Comfort is something I’ve been striving for all my life. That’s particularly true when I travel.
I remember the first time I flew in my pajamas. About eight years ago, as a participant in Chicago’s Race for the Cure, I was among 150 people out of 40,000 who were wearing KN’s special pink-ribbon pajama collection that benefits various breast cancer causes, including the Breast Cancer Research Foundation. I was late for my return flight to San Francisco and didn’t have time to change back into daytime clothes.

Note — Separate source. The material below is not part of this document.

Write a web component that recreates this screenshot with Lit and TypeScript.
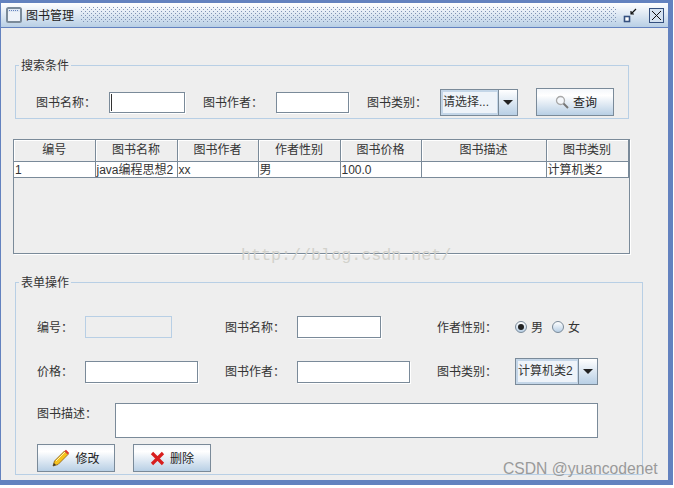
import { LitElement, html, css } from "lit";
import { customElement } from "lit/decorators.js";

@customElement("app-root")
export class AppRoot extends LitElement {
  static styles = css`
    :host { display: block; width: 673px; height: 485px; font-family: "Liberation Sans", "Noto Sans CJK SC", sans-serif; font-size: 12px; color: #333; }
    * { box-sizing: border-box; }
    .win { position: relative; width: 673px; height: 485px; background: #6382bf; padding: 3px 5px 5px 1px; overflow: hidden; }
    .title { height: 25px; border-bottom: 1px solid #6382bf; background: linear-gradient(#ffffff 0%, #eef3f9 25%, #b8cfe5 100%); display: flex; align-items: center; padding-left: 5px; }
    .title .name { margin-left: 4px; width: 55px; color: #222; padding-bottom: 2px; flex: none; }
    .dots { flex: 1; height: 16px; margin-right: 5px; min-width: 0; }
    .btns { display: flex; align-items: center; gap: 12px; width: 47px; padding-left: 2px; flex: none; }
    .content { background: #eeeeee; height: 452px; padding: 30px 0 0 14px; }
    fieldset { margin: 0; padding: 0; border: 1px solid #b8cfe5; position: relative; min-width: 0; }
    legend { padding: 0 2px 0 2px; margin-left: 3px; line-height: 16px; height: 14px; color: #333; }
    .search { width: 614px; height: 61px; }
    .search .row { display: flex; align-items: center; height: 28px; margin: 16px 0 0 20px; }
    .lbl { flex: none; white-space: nowrap; padding-bottom: 2px; }
    .tf { display: block; flex: none; background: #fff; border: 1px solid #7a8a99; box-shadow: 1px 1px 0 #fff; }
    .caret { width: 1px; height: 17px; background: #333; margin: 1px 0 0 1px; }
    .combo { flex: none; display: flex; height: 27px; border: 1px solid #7a8a99; background: #fff; }
    .combo .val { flex: 1; border: 2px solid #c4d6e8; background: #eef3f9; line-height: 21px; white-space: nowrap; overflow: hidden; color: #333; border-right-width: 1px; }
    .combo .arr { width: 19px; border-left: 1px solid #7a8a99; background: linear-gradient(#ffffff, #b8cfe5); display: flex; align-items: center; justify-content: center; }
    .tri { width: 0; height: 0; border-left: 5.5px solid transparent; border-right: 5.5px solid transparent; border-top: 5px solid #222; }
    .btn { flex: none; height: 28px; width: 78px; border: 1px solid #7a8a99; background: linear-gradient(#f4f7fb 0%, #ffffff 25%, #b8cfe5 100%); display: flex; align-items: center; justify-content: center; gap: 5px; color: #222; }
    .btn span { padding-bottom: 1px; }
    .btn.find { padding-left: 2px; gap: 4px; }
    .tablewrap { width: 617px; height: 115px; margin: 20px 0 0 -2px; border: 1px solid #7a8a99; box-shadow: 1px 1px 0 #fff; }
    table { border-collapse: collapse; table-layout: fixed; width: 614px; }
    th { height: 21px; padding: 1px 0 0; font-weight: 400; text-align: center; background: #eeeeee; border-right: 1px solid #7a8a99; border-bottom: 1px solid #7a8a99; line-height: 19px; color: #333; box-shadow: inset 1px 1px 0 #fff; }
    td { height: 16px; padding: 1px 0 0 1px; background: #fff; border-right: 1px solid #7a8a99; border-bottom: 1px solid #7a8a99; line-height: 14px; white-space: nowrap; overflow: hidden; color: #333; }
    .form { width: 628px; height: 200px; margin: 21px 0 0 0; }
    .form .r { display: flex; align-items: center; margin-left: 21px; }
    .r1 { margin-top: 27px; height: 22px; }
    .r2 { margin-top: 20px; height: 27px; }
    .r3 { margin-top: 18px; height: 35px; align-items: flex-start !important; }
    .r4 { margin-top: 6px; height: 28px; gap: 18px; }
    .tf.dis { background: transparent; border-color: #b8cfe5; box-shadow: none; }
    .ta { display: block; flex: none; height: 35px; width: 483px; background: #fff; border: 1px solid #7a8a99; }
    .radio { flex: none; width: 12px; height: 12px; border-radius: 50%; border: 1px solid #7a8a99; background: linear-gradient(#ffffff, #b8cfe5); display: flex; align-items: center; justify-content: center; }
    .radio i { width: 6px; height: 6px; border-radius: 50%; background: #222; }
    .wdesc { width: 78px; line-height: 22px; }
    .wm1 { position: absolute; left: 241px; top: 246px; font-family: "Liberation Mono", monospace; font-size: 16.7px; color: #d2d2cc; white-space: nowrap; line-height: 20px; }
    .wm2 { position: absolute; left: 503px; top: 460px; font-family: "Liberation Sans", sans-serif; font-size: 15.7px; color: #9a9a9a; white-space: nowrap; line-height: 18px; }
    svg { display: block; flex: none; }
  `;

  private tf(w: number, h = 22, cls = "", inner: unknown = "") {
    return html`<div class="tf ${cls}" style="width:${w}px;height:${h}px">${inner}</div>`;
  }
  private lbl(t: string, w: number) {
    return html`<span class="lbl" style="width:${w}px">${t}</span>`;
  }
  private combo(t: string, w: number) {
    return html`<div class="combo" style="width:${w}px"><div class="val">${t}</div><div class="arr"><div class="tri"></div></div></div>`;
  }

  render() {
    const cols = [81, 82, 81, 82, 81, 125, 82];
    const heads = ["编号", "图书名称", "图书作者", "作者性别", "图书价格", "图书描述", "图书类别"];
    const cells = ["1", "java编程思想2", "xx", "男", "100.0", "", "计算机类2"];
    return html`
      <div class="win">
        <div class="title">
          <svg width="16" height="16" viewBox="0 0 16 16"><rect x="1" y="1" width="14" height="14" rx="1.5" fill="#eef3f9" stroke="#7a8a99" stroke-width="2"/><rect x="2" y="2" width="12" height="3" fill="#dfe8f3"/><path d="M3 3.5h10" stroke="#6382bf" stroke-dasharray="1 1"/></svg>
          <span class="name">图书管理</span>
          <svg class="dots" width="535" height="16" shape-rendering="crispEdges">
            <defs><pattern id="dp" width="4" height="4" patternUnits="userSpaceOnUse"><rect x="0" y="0" width="1" height="1" fill="#7f93b4"/><rect x="2" y="2" width="1" height="1" fill="#7f93b4"/></pattern></defs>
            <rect width="100%" height="100%" fill="url(#dp)"/>
          </svg>
          <div class="btns">
            <svg width="14" height="15" viewBox="0 0 14 15"><path d="M13 1 8 6M8 3v3h3" fill="none" stroke="#111" stroke-width="1.2"/><rect x="1.5" y="8.5" width="5" height="5" fill="#fff" stroke="#34507f" stroke-width="1.6"/></svg>
            <svg width="15" height="15" viewBox="0 0 15 15"><rect x=".5" y=".5" width="14" height="14" fill="#d5e2f0" stroke="#34507f"/><path d="M3 3l9 9M12 3l-9 9" stroke="#111" fill="none"/></svg>
          </div>
        </div>
        <div class="content">
          <fieldset class="search">
            <legend>搜索条件</legend>
            <div class="row">
              ${this.lbl("图书名称：", 73)}
              ${this.tf(76, 21, "", html`<div class="caret"></div>`)}
              <span style="width:18px"></span>
              ${this.lbl("图书作者：", 73)}
              ${this.tf(73, 21)}
              <span style="width:18px"></span>
              ${this.lbl("图书类别：", 73)}
              ${this.combo("请选择...", 78)}
              <span style="width:18px"></span>
              <div class="btn find">
                <svg width="14" height="14" viewBox="0 0 14 14"><circle cx="5.5" cy="5.5" r="4" fill="#f4f7fb" stroke="#a8a8a8" stroke-width="1.3"/><path d="M8.5 8.5 13 13" stroke="#777" stroke-width="2"/></svg>
                <span>查询</span>
              </div>
            </div>
          </fieldset>
          <div class="tablewrap">
            <table>
              <colgroup>${cols.map((w) => html`<col style="width:${w}px" />`)}</colgroup>
              <tr>${heads.map((h) => html`<th>${h}</th>`)}</tr>
              <tr>${cells.map((c) => html`<td>${c}</td>`)}</tr>
            </table>
          </div>
          <fieldset class="form">
            <legend>表单操作</legend>
            <div class="r r1">
              ${this.lbl("编号：", 48)}
              ${this.tf(87, 22, "dis")}
              <span style="width:53px"></span>
              ${this.lbl("图书名称：", 72)}
              ${this.tf(84)}
              <span style="width:56px"></span>
              ${this.lbl("作者性别：", 78)}
              <div class="radio"><i></i></div>
              <span class="lbl" style="margin:0 9px 0 4px">男</span>
              <div class="radio"></div>
              <span class="lbl" style="margin-left:4px">女</span>
            </div>
            <div class="r r2">
              ${this.lbl("价格：", 48)}
              ${this.tf(113)}
              <span style="width:27px"></span>
              ${this.lbl("图书作者：", 72)}
              ${this.tf(113)}
              <span style="width:27px"></span>
              ${this.lbl("图书类别：", 78)}
              ${this.combo("计算机类2", 83)}
            </div>
            <div class="r r3">
              <span class="lbl wdesc">图书描述：</span>
              <div class="ta"></div>
            </div>
            <div class="r r4">
              <div class="btn">
                <svg width="18" height="18" viewBox="0 0 18 18"><path d="M1 17l1.5-5L12.5 2 16 5.5 6 15.5z" fill="#f6c21c" stroke="#8a5a10" stroke-width=".8"/><path d="M12.5 2 14 .8 17.2 4 16 5.5z" fill="#e0342c"/><path d="M1 17l.9-3 2.1 2.1z" fill="#333"/><path d="M4 12 13 3" stroke="#fff3b0"/></svg>
                <span>修改</span>
              </div>
              <div class="btn">
                <svg width="15" height="15" viewBox="0 0 15 15"><path d="M2 2l11 11M13 2 2 13" stroke="#d81e1e" stroke-width="3.2"/></svg>
                <span>删除</span>
              </div>
            </div>
          </fieldset>
        </div>
        <div class="wm1">http://blog.csdn.net/</div>
        <div class="wm2">CSDN @yuancodenet</div>
      </div>
    `;
  }
}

I sprinted to the gate and found my seat in business class. A friendly flight attendant asked if she could take my coat. When I handed it to her, everyone saw my powder pink pajamas adorned with ribbons. A hush fell across the cabin.
“Yes, those are my pajamas,” I admitted to the attendant. Then I turned to the passengers who were gawking at me and added, “And I guarantee you all will be jealous at the end of the flight.”
To my astonishment, everyone applauded.
After that, I thought that if people can accept me in my pajamas, why not wear them on every trip? And I have.
A pair of pajamas can be especially useful during a delay. Once, I was on a flight that was stuck on the runway for six grueling hours because of rainstorms. When it was clear that we weren’t going anywhere, I grabbed my bag and changed. The other passengers looked at me with envy.
I typically get a mixed reaction from fellow travelers. Some people just stare. Some are probably too embarrassed to say anything at all, while others come right out and say, “Are you in your pajamas?” Once I tell people what I do for a living, they understand.
After exchanging pleasantries with one man who was my seatmate on a flight, he blurted out: “Oh, my God. My wife sleeps with you all the time.”
People have come to expect me to wear sleepwear everywhere. When I give speeches in front of bankers or investors I usually wear my “civvies” — business attire — and inevitably someone will come up to me afterward and say, “We thought you were going to be in your pajamas.”
I’ve recently found that my relaxed dress code has caught on. A few weeks ago, on a flight from Dallas to San Francisco, I sat next to a man in his late 30’s with black-rimmed glasses and a short haircut. He was dressed in blue scrubs and sandals.
“You look comfortable,” he said.
“So do you.”
We laughed. We made a good pair. Our outfits weren’t binding or restrictive. They were liberating.
But the sleepwear magic can take you only so far. One time, a policeman pulled me over in Northern California. Of course, I was in my ready-for-bed attire — a set of pajamas with bold, colorful veggies. He had a good chuckle, but still wrote me and my produce up for running a stop sign.
Karen Neuburger is the founder of KN Karen Neuburger in San Rafael, Calif.